WHAT IS EXPECTED:
Within this material, how many lines have the string "styles" in them? The answer is a number, with nothing added.

INPUT RECORDS:
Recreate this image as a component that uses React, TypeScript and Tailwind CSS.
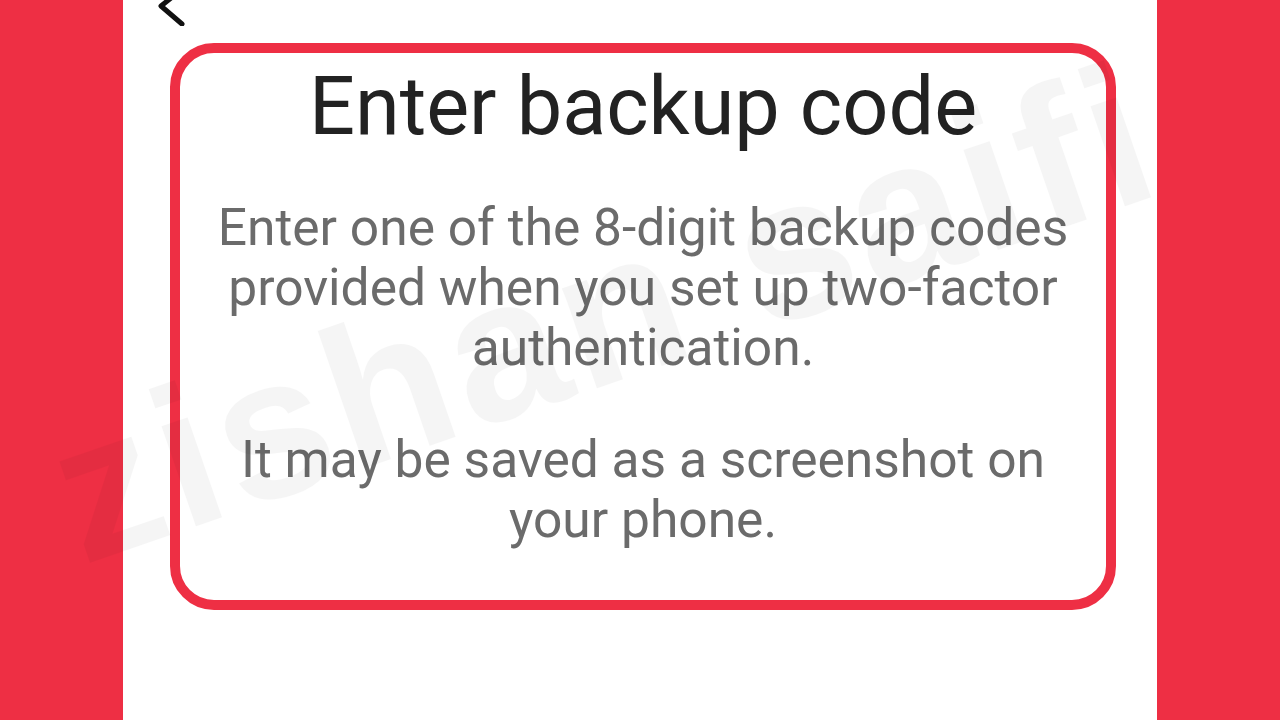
export default function App() {
  return (
    <div className="relative flex h-[720px] w-[1280px] justify-center overflow-hidden bg-[#ee2f44] font-['Roboto',sans-serif]">
      <div className="flex h-full w-[1034px] flex-col bg-white">
        <div className="h-[43px] pl-[32px]">
          <svg width="34" height="34" viewBox="0 0 34 34" className="-mt-[8px]" fill="none">
            <path d="M26 4 L6 20 L27 38" stroke="#111" strokeWidth="5" strokeLinecap="round" strokeLinejoin="round" transform="translate(0,-6)" />
          </svg>
        </div>
        <div className="ml-[47px] flex h-[567px] w-[946px] flex-col items-center rounded-[44px] border-[10px] border-[#ee2f44] pt-[12px]">
          <h1 className="text-[81px] leading-[84px] text-[#222]">Enter backup code</h1>
          <p className="mt-[49px] text-center text-[51.5px] leading-[60px] text-[#6b6b6b]">
            Enter one of the 8-digit backup codes
            <br />
            provided when you set up two-factor
            <br />
            authentication.
          </p>
          <p className="mt-[52px] text-center text-[51.5px] leading-[60px] text-[#6b6b6b]">
            It may be saved as a screenshot on
            <br />
            your phone.
          </p>
        </div>
      </div>
      <div
        aria-hidden
        className="pointer-events-none absolute left-[60px] top-[400px] origin-left -rotate-[19deg] whitespace-nowrap font-['Liberation_Sans',sans-serif] text-[200px] font-bold leading-none tracking-[6px] text-black opacity-[0.035]"
      >
        zishan saifi
      </div>
    </div>
  );
}
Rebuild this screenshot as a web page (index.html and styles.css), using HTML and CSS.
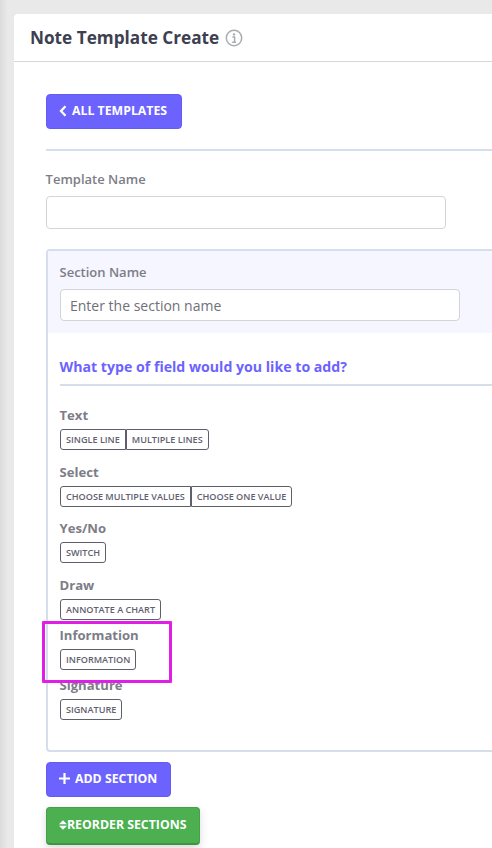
FILE: index.html
```html
<!DOCTYPE html>
<html lang="en">
<head>
<meta charset="utf-8">
<title>Note Template Create</title>
<link rel="stylesheet" href="styles.css">
</head>
<body>
<main class="card">
  <header class="card-head">
    <h1>Note Template Create</h1>
    <svg class="info-icon" viewBox="0 0 18 18" aria-hidden="true"><circle cx="9" cy="9" r="7.7" fill="none" stroke="#a9acb3" stroke-width="1.5"/><circle cx="9" cy="5.4" r="1.2" fill="#a9acb3"/><path d="M7.4 8h2.2v5M7.2 13.2h3.8" fill="none" stroke="#a9acb3" stroke-width="1.5"/></svg>
  </header>
  <div class="card-body">
    <a class="btn btn-purple btn-back"><svg class="ico-chev" viewBox="0 0 8 12" aria-hidden="true"><path d="M6.5 1.2 2 6l4.5 4.8" fill="none" stroke="#fff" stroke-width="2.3"/></svg>ALL TEMPLATES</a>
    <hr class="rule rule-top">
    <label class="field-label">Template Name</label>
    <input class="text-input" type="text">
    <section class="section-box">
      <div class="section-head">
        <label class="field-label">Section Name</label>
        <input class="text-input" type="text" placeholder="Enter the section name">
      </div>
      <div class="section-main">
        <h2>What type of field would you like to add?</h2>
        <hr class="rule rule-field">
        <div class="group">
          <div class="group-title">Text</div>
          <div class="btn-group"><button>SINGLE LINE</button><button>MULTIPLE LINES</button></div>
        </div>
        <div class="group">
          <div class="group-title">Select</div>
          <div class="btn-group"><button>CHOOSE MULTIPLE VALUES</button><button>CHOOSE ONE VALUE</button></div>
        </div>
        <div class="group">
          <div class="group-title">Yes/No</div>
          <div class="btn-group"><button>SWITCH</button></div>
        </div>
        <div class="group group-tight">
          <div class="group-title">Draw</div>
          <div class="btn-group"><button>ANNOTATE A CHART</button></div>
        </div>
        <div class="group group-tight">
          <div class="group-title">Information</div>
          <div class="btn-group"><button>INFORMATION</button></div>
        </div>
        <div class="group group-tight">
          <div class="group-title">Signature</div>
          <div class="btn-group"><button>SIGNATURE</button></div>
        </div>
      </div>
    </section>
    <a class="btn btn-purple btn-add"><svg class="ico-plus" viewBox="0 0 12 12" aria-hidden="true"><path d="M6 0v12M0 6h12" fill="none" stroke="#fff" stroke-width="2.4"/></svg>ADD SECTION</a>
    <a class="btn btn-green"><svg class="ico-sort" viewBox="0 0 10 12" aria-hidden="true"><path d="M5 0 10 5H0zM5 12 0 7h10z" fill="#fff"/></svg>REORDER SECTIONS</a>
  </div>
</main>
<div class="highlight"></div>
</body>
</html>
```

FILE: styles.css
```css
* { box-sizing: border-box; }
html, body { height: 100%; }
body {
  margin: 0;
  overflow: hidden;
  position: relative;
  height: 848px;
  padding: 14px 0 0 14px;
  background: linear-gradient(90deg, #dcdcdc 0, #e9e9e9 8px, #e9e9e9 100%);
  font-family: "Open Sans", sans-serif;
  color: #7a7a85;
}
.card {
  width: 478px;
  height: 834px;
  overflow: hidden;
  background: #fff;
  border-radius: 4px 0 0 0;
}
.card-head {
  height: 48px;
  padding: 0 16px;
  display: flex;
  align-items: center;
  gap: 6px;
  border-bottom: 1px solid #d8d8dc;
}
.card-head h1 {
  margin: 0;
  font-size: 17.2px;
  line-height: 24px;
  font-weight: 700;
  color: #3d4051;
}
.info-icon { width: 18px; height: 18px; margin-top: 1px; }
.card-body { padding: 32px 0 0 32px; }
.btn {
  display: flex;
  width: max-content;
  align-items: center;
  border-radius: 4px;
  color: #fff;
  font-size: 12.3px;
  font-weight: 700;
}
.btn-purple { height: 35px; padding-bottom: 2px; background: #6c63ff; border: 1px solid #655ced; }
.btn-back { padding-left: 12px; padding-right: 14px; gap: 5px; }
.ico-chev { width: 8px; height: 12px; }
.rule { margin: 0; border: 0; height: 2px; background: #d5dfeb; }
.rule-top { margin-top: 20px; }
.field-label {
  display: block;
  font-size: 13px;
  line-height: 18px;
  font-weight: 600;
  color: #7d7d87;
}
.card-body > .field-label { margin-top: 19px; margin-left: -0.4px; }
.text-input {
  display: block;
  width: 400px;
  height: 33px;
  margin-top: 8px;
  padding: 0 9px;
  border: 1px solid #d3d3d8;
  border-radius: 4px;
  background: #fff;
  font: 14px "Open Sans", sans-serif;
  color: #666;
  outline: 0;
}
.text-input::placeholder { color: #6f7079; opacity: 1; }
.section-box {
  margin-top: 20px;
  height: 503px;
  border: 2px solid #d5dfeb;
  border-right: 0;
  border-radius: 4px 0 0 4px;
}
.section-head {
  height: 82px;
  padding: 12px 0 0 12px;
  background: #f5f6ff;
}
.section-head .field-label { margin-left: -0.5px; }
.section-head .text-input { height: 32px; }
.section-main { padding: 0 0 0 12px; }
.section-main h2 {
  margin: 0 0 0 -0.5px;
  padding-top: 24px;
  font-size: 14.15px;
  line-height: 20px;
  font-weight: 700;
  color: #6c63ff;
}
.rule-field { margin: 7px 0 19px; }
.group { margin-bottom: 11.7px; }
.group-tight { margin-bottom: 5px; }
.group-title {
  margin: 0 0 4px -0.5px;
  font-size: 13.1px;
  line-height: 20px;
  font-weight: 700;
  color: #7d7d87;
}
.btn-group { display: flex; }
.btn-group button {
  height: 21px;
  padding: 0 5px;
  background: #fff;
  border: 1px solid #5f5f6b;
  font: 600 9.1px "Open Sans", sans-serif;
  color: #5f6070;
  white-space: nowrap;
}
.btn-group button:first-child { border-radius: 3px 0 0 3px; }
.btn-group button:last-child { border-radius: 0 3px 3px 0; }
.btn-group button:only-child { border-radius: 3px; }
.btn-add { margin-top: 10px; padding-left: 12px; padding-right: 13px; gap: 5px; }
.ico-plus { width: 11px; height: 11px; }
.btn-green {
  margin-top: 10px;
  height: 38px;
  padding: 0 13px 2px 12px;
  background: #4caf50;
  border: 1px solid #469f4a;
  border-bottom: 2px solid #3f9443;
  box-shadow: 0 3px 8px rgba(0, 0, 0, .15);
}
.ico-sort { width: 8px; height: 10px; }
.highlight {
  position: absolute;
  left: 42px;
  top: 621px;
  width: 130px;
  height: 62px;
  border: 3px solid #e01ee6;
  border-radius: 1px;
}
```
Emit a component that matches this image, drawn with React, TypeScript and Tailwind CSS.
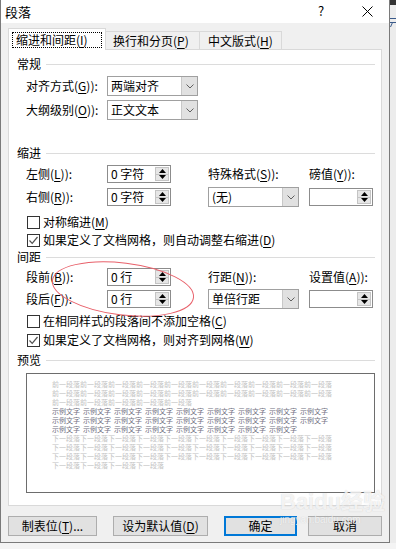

EXERCISE SOLUTION:
3